I sit in a smart, modern clubhouse drinking a J2o as TV chew over the fat after fortuitous 1-0 win for Liverpool at Bramall Lane.  The walls are adjoined with pictures of the Club's history since being formed in 1946,


Dark black clouds circle above the ground. The studs of the players' boots squelch in the water sodden turf. The first half is as exciting as last night at Bloomfield Road. Tackles fly in on the greasy surface. No quarter is given. The Grandson of Manchester Utd legend Paddy Crerand is stroking the ball with his left foot in the middle of the park.

I get gassing to Secretary, Mike, who has recently taken over the role. Committee member Arron is also very friendly. Winless New Mills, from Derbyshire, start the game at a furious pace. It's end to end, like last night. The visitors take the lead just shy of half time. Mike and Arron are gutted.

Arron comes back after half time with a plate of sandwiches, sausage rolls and a cup of tea, What a lovely gesture. Non-League folk make you feel so welcome. This game would never have been on had it not been for the efforts of the 'Ammies Ultras'  endlessly forking the pitch throughout the rain-soaked skies.
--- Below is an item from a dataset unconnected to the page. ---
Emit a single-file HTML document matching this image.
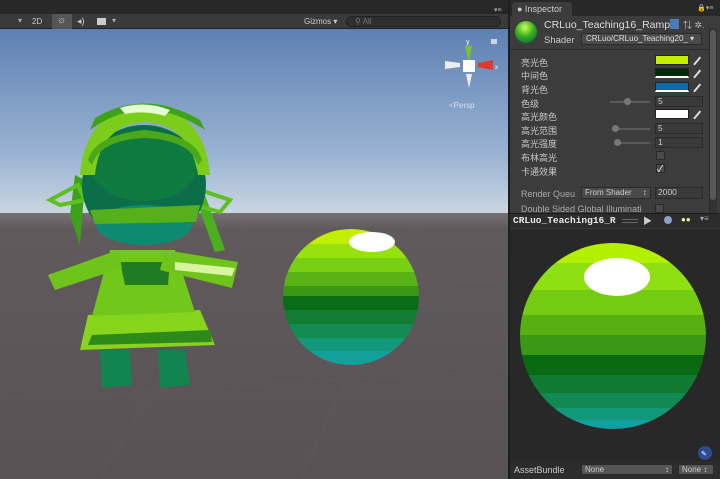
<!DOCTYPE html>
<html><head><meta charset="utf-8"><style>
*{margin:0;padding:0;box-sizing:border-box}
body{width:720px;height:479px;overflow:hidden;background:#2a2a2a;font-family:"Liberation Sans","Noto Sans CJK SC",sans-serif;position:relative;font-size:9px;color:#c4c4c4}
.a{position:absolute}
.lbl{position:absolute;left:521px;font-size:9px;color:#c8c8c8}
.sw{position:absolute;left:655px;width:34px;height:10px;border:1px solid #222}
.fld{position:absolute;left:655px;width:48px;height:11px;background:#3a3a3a;border:1px solid #2a2a2a;color:#ccc;font-size:8.5px;padding-left:2px;line-height:9px}
.sl{position:absolute;height:2px;background:#5a5a5a}
.knob{position:absolute;width:7px;height:7px;border-radius:50%;background:#777}
.pen{position:absolute;left:692px;width:10px;height:1.5px;background:#ddd;transform:rotate(-50deg)}
</style></head><body>
<div class="a" style="left:0;top:0;width:508px;height:14px;background:#282828"></div>
<div class="a" style="left:0;top:14px;width:508px;height:15px;background:#3a3a3a;border-bottom:1px solid #222"></div>
<div class="a" style="left:18px;top:16px;color:#aaa;font-size:8px">▾</div>
<div class="a" style="left:32px;top:17px;color:#ccc;font-size:8px">2D</div>
<div class="a" style="left:52px;top:14px;width:20px;height:15px;background:#555"></div>
<div class="a" style="left:57px;top:15px;color:#ddd;font-size:10px">☼</div>
<div class="a" style="left:77px;top:16px;color:#ccc;font-size:9px">◂)</div>
<div class="a" style="left:97px;top:18px;width:9px;height:7px;background:#ccc"></div>
<div class="a" style="left:112px;top:16px;color:#aaa;font-size:8px">▾</div>
<div class="a" style="left:304px;top:17px;color:#ccc;font-size:8px">Gizmos ▾</div>
<div class="a" style="left:346px;top:16px;width:155px;height:11px;border-radius:6px;background:#2e2e2e;border:1px solid #222;color:#777;font-size:8px;padding-left:8px;line-height:9px">⚲ All</div>
<div class="a" style="left:494px;top:6px;color:#aaa;font-size:7px">▾≡</div>
<svg class="a" style="left:0;top:29px" width="508" height="450" viewBox="0 29 508 450">
<defs>
<linearGradient id="sky" x1="0" y1="0" x2="0" y2="1"><stop offset="0" stop-color="#5d80b3"/><stop offset="0.7" stop-color="#9db5d4"/><stop offset="1" stop-color="#cbd6e0"/></linearGradient>
<linearGradient id="gr" x1="0" y1="0" x2="0" y2="1"><stop offset="0" stop-color="#777072"/><stop offset="0.06" stop-color="#615a5c"/><stop offset="1" stop-color="#595254"/></linearGradient>
<clipPath id="s1"><circle cx="351" cy="297" r="68"/></clipPath>
</defs>
<rect x="0" y="29" width="508" height="185" fill="url(#sky)"/>
<rect x="0" y="213" width="508" height="266" fill="url(#gr)"/>
<g stroke="#6a6365" stroke-width="1" opacity="0.35"><line x1="0" y1="300" x2="508" y2="280"/><line x1="0" y1="400" x2="508" y2="370"/><line x1="300" y1="479" x2="420" y2="220"/><line x1="100" y1="479" x2="250" y2="220"/></g>
<g clip-path="url(#s1)">
<rect x="280" y="228" width="145" height="16" fill="#c2ee00"/>
<rect x="280" y="244" width="145" height="14" fill="#97e20c"/>
<rect x="280" y="258" width="145" height="14" fill="#78cf14"/>
<rect x="280" y="272" width="145" height="14" fill="#58b414"/>
<rect x="280" y="286" width="145" height="10" fill="#3a9812"/>
<rect x="280" y="296" width="145" height="14" fill="#0b6c18"/>
<rect x="280" y="310" width="145" height="14" fill="#127c34"/>
<rect x="280" y="324" width="145" height="14" fill="#128c52"/>
<rect x="280" y="338" width="145" height="13" fill="#12987a"/>
<rect x="280" y="351" width="145" height="15" fill="#14a09a"/>
</g>
<ellipse cx="372" cy="242" rx="23" ry="10" fill="#fff"/>
<path d="M88 315 L200 310 L215 345 L80 350 Z" fill="#86d41c"/>
<path d="M92 335 L210 330 L212 342 L88 345 Z" fill="#2e8a18"/>
<path d="M110 250 L175 250 L195 312 L92 316 Z" fill="#72c81a"/>
<path d="M120 262 L170 262 L168 285 L125 285 Z" fill="#1f7c22"/>
<path d="M48 275 L118 250 L122 268 L55 290 Z" fill="#6ec41a"/>
<path d="M165 250 L238 262 L232 288 L160 270 Z" fill="#6ec41a"/>
<path d="M175 262 L235 268 L232 276 L175 270 Z" fill="#d8f4a0"/>
<path d="M100 350 L130 350 L132 385 L102 388 Z" fill="#128450"/>
<path d="M158 350 L185 350 L190 385 L160 388 Z" fill="#128450"/>
<path d="M70 215 L75 175 L85 180 L80 245 Z" fill="#3ea218"/>
<path d="M205 195 L225 250 L215 252 L198 205 Z" fill="#4cb01c"/>
<path d="M50 200 L78 185 L85 200 L60 205 Z" fill="none" stroke="#5ec020" stroke-width="4"/>
<path d="M185 185 L230 200 L220 212 L195 205 Z" fill="none" stroke="#5ec020" stroke-width="4"/>
<ellipse cx="144" cy="185" rx="62" ry="60" fill="#0b6e48"/>
<ellipse cx="144" cy="225" rx="48" ry="20" fill="#0e8a70"/>
<ellipse cx="144" cy="168" rx="52" ry="33" fill="#0f7a40"/>
<path d="M90 210 L200 205 L196 222 L95 224 Z" fill="#56b01c"/>
<path d="M80 175 Q85 110 145 105 Q205 110 210 175 L198 175 Q190 125 145 122 Q100 125 95 175 Z" fill="#7ccc1c"/>
<path d="M88 160 Q95 135 145 130 Q195 135 202 160 L198 165 Q190 140 145 138 Q100 140 92 165 Z" fill="#4aa81a"/>
<path d="M90 130 Q145 90 205 130 L200 120 Q145 88 95 118 Z" fill="#3ea218"/>
<path d="M120 108 Q145 100 170 110 L165 116 Q145 110 125 114 Z" fill="#e6ffd0"/>
<polygon points="465,46 472,46 469,62" fill="#7ac428"/>
<text x="466" y="44" fill="#fff" font-size="7" font-family="Liberation Sans">y</text>
<polygon points="478,63 493,60 493,70 478,67" fill="#e23a2a"/>
<text x="495" y="69" fill="#fff" font-size="6" font-family="Liberation Sans">x</text>
<polygon points="460,63 445,61 445,69 460,67" fill="#eee"/>
<polygon points="466,74 472,74 469,88" fill="#eee"/>
<rect x="463" y="60" width="12" height="12" fill="#fff"/>
<text x="449" y="108" fill="#d6e0ee" font-size="8" font-family="Liberation Sans">&lt;Persp</text>
<rect x="491" y="39" width="6" height="5" fill="#ccd6e4"/>
</svg>
<div class="a" style="left:508px;top:0;width:212px;height:479px;background:#3c3c3c;border-left:2px solid #1e1e1e"></div>
<div class="a" style="left:510px;top:0;width:210px;height:16px;background:#282828"></div>
<div class="a" style="left:512px;top:2px;width:60px;height:14px;background:#3c3c3c;border-radius:3px 3px 0 0;color:#ccc;font-size:9px;padding:2px 0 0 5px">● Inspector</div>
<div class="a" style="left:697px;top:4px;color:#aaa;font-size:7px">🔒▾≡</div>
<div class="a" style="left:515px;top:21px;width:22px;height:22px;border-radius:50%;background:radial-gradient(circle at 45% 30%,#c8ff60,#3cb01c 45%,#0a7a40 80%)"></div>
<div class="a" style="left:544px;top:19px;color:#ddd;font-size:10.5px;width:150px;overflow:hidden;white-space:nowrap">CRLuo_Teaching16_Ramp</div>
<div class="a" style="left:670px;top:19px;width:9px;height:10px;background:#4a7ab8"></div>
<div class="a" style="left:683px;top:18px;color:#bbb;font-size:9px">⇅ ✲.</div>
<div class="a" style="left:544px;top:35px;color:#ccc;font-size:9.5px">Shader</div>
<div class="a" style="left:581px;top:33px;width:121px;height:12px;background:#4a4a4a;border:1px solid #2a2a2a;border-radius:2px;color:#ddd;font-size:8px;padding-left:4px;white-space:nowrap;overflow:hidden">CRLuo/CRLuo_Teaching20_ ▾</div>
<div class="a" style="left:510px;top:49px;width:198px;height:1px;background:#2c2c2c"></div>
<div class="a" style="left:709px;top:28px;width:8px;height:185px;background:#333;border-left:1px solid #2a2a2a"></div>
<div class="a" style="left:710px;top:30px;width:6px;height:170px;background:#585858;border-radius:3px"></div>
<div class="lbl" style="top:56px">亮光色</div><div class="sw" style="top:55px;background:#c0f000"></div><div class="pen" style="top:60px"></div>
<div class="lbl" style="top:69px">中间色</div><div class="sw" style="top:68px;background:#002a08;border-bottom:2px solid #fff"></div><div class="pen" style="top:73px"></div>
<div class="lbl" style="top:83px">背光色</div><div class="sw" style="top:82px;background:#0e6aa8;border-bottom:2px solid #fff"></div><div class="pen" style="top:87px"></div>
<div class="lbl" style="top:97px">色级</div><div class="sl" style="left:610px;top:101px;width:40px"></div><div class="knob" style="left:624px;top:98px"></div><div class="fld" style="top:96px">5</div>
<div class="lbl" style="top:110px">高光颜色</div><div class="sw" style="top:109px;background:#fff"></div><div class="pen" style="top:114px"></div>
<div class="lbl" style="top:124px">高光范围</div><div class="sl" style="left:612px;top:128px;width:38px"></div><div class="knob" style="left:612px;top:125px"></div><div class="fld" style="top:123px">5</div>
<div class="lbl" style="top:137px">高光强度</div><div class="sl" style="left:614px;top:142px;width:36px"></div><div class="knob" style="left:614px;top:139px"></div><div class="fld" style="top:137px">1</div>
<div class="lbl" style="top:151px">布林高光</div><div class="a" style="left:656px;top:151px;width:9px;height:9px;background:#4a4a4a;border:1px solid #2a2a2a"></div>
<div class="lbl" style="top:165px">卡通效果</div><div class="a" style="left:656px;top:164px;width:9px;height:9px;background:#4a4a4a;border:1px solid #2a2a2a;color:#fff;font-size:9px;line-height:8px">✓</div>
<div class="lbl" style="top:189px;color:#aaa">Render Queu</div>
<div class="a" style="left:581px;top:187px;width:70px;height:12px;background:#4a4a4a;border:1px solid #2a2a2a;color:#ccc;font-size:8px;padding-left:3px">From Shader &nbsp;&nbsp;&nbsp;&nbsp;↕</div>
<div class="fld" style="top:187px;height:12px">2000</div>
<div class="lbl" style="top:204px;color:#aaa;white-space:nowrap">Double Sided Global Illuminati</div><div class="a" style="left:655px;top:204px;width:9px;height:9px;background:#4a4a4a;border:1px solid #2a2a2a"></div>
<div class="a" style="left:510px;top:213px;width:210px;height:15px;background:#2c2c2c;border-top:1px solid #1c1c1c"></div>
<div class="a" style="left:513px;top:215px;color:#e8e8e8;font-size:9.5px;font-weight:bold;font-family:'Liberation Mono',monospace">CRLuo_Teaching16_R</div>
<div class="a" style="left:622px;top:219px;width:16px;height:4px;border-top:1px solid #666;border-bottom:1px solid #666"></div>
<div class="a" style="left:643px;top:214px;color:#ccc;font-size:9px">▶</div>
<div class="a" style="left:664px;top:216px;width:8px;height:8px;border-radius:50%;background:#8aa0c8"></div>
<div class="a" style="left:681px;top:215px;color:#ee9;font-size:8px">●●</div>
<div class="a" style="left:700px;top:214px;color:#aaa;font-size:8px">▾≡</div>
<div class="a" style="left:510px;top:229px;width:210px;height:232px;background:#282828"></div>
<svg class="a" style="left:510px;top:229px" width="210" height="232" viewBox="510 229 210 232">
<defs><clipPath id="s2"><circle cx="613" cy="336" r="93"/></clipPath></defs>
<g clip-path="url(#s2)">
<rect x="518" y="240" width="200" height="23" fill="#b2f000"/>
<rect x="518" y="263" width="200" height="27" fill="#8ee012"/>
<rect x="518" y="290" width="200" height="25" fill="#73cc12"/>
<rect x="518" y="315" width="200" height="20" fill="#56b012"/>
<rect x="518" y="335" width="200" height="20" fill="#3a9814"/>
<rect x="518" y="355" width="200" height="20" fill="#0a6a12"/>
<rect x="518" y="375" width="200" height="18" fill="#107a32"/>
<rect x="518" y="393" width="200" height="15" fill="#108a52"/>
<rect x="518" y="408" width="200" height="12" fill="#109878"/>
<rect x="518" y="420" width="200" height="15" fill="#10a0a0"/>
</g>
<ellipse cx="617" cy="277" rx="33" ry="19" fill="#fff"/>
<circle cx="705" cy="453" r="7" fill="#2a4c90"/>
<text x="701" y="456" fill="#fff" font-size="7" font-family="DejaVu Sans">✎</text>
</svg>
<div class="a" style="left:510px;top:461px;width:210px;height:18px;background:#2c2c2c"></div>
<div class="a" style="left:514px;top:465px;color:#ccc;font-size:9px">AssetBundle</div>
<div class="a" style="left:581px;top:464px;width:92px;height:11px;background:#555;border:1px solid #2a2a2a;border-radius:2px;color:#ccc;font-size:8px;padding-left:3px;line-height:9px">None<span style="float:right;padding-right:3px">↕</span></div>
<div class="a" style="left:678px;top:464px;width:36px;height:11px;background:#555;border:1px solid #2a2a2a;border-radius:2px;color:#ccc;font-size:8px;padding-left:3px;line-height:9px">None ↕</div>
</body></html>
New Mills nick another from the penalty spot. It was only a few years ago that they were managed by former Manchester City striker Shaun 'feed the goat and he will score' Goater. I've had a wonderful 24 hours watching football at all levels, But it's time for bed  Zebedee.

Attendance: 140

Man of the Match: Les Dawson "My father drank so heavily, when he blew on the birthday cake he lit all the candles."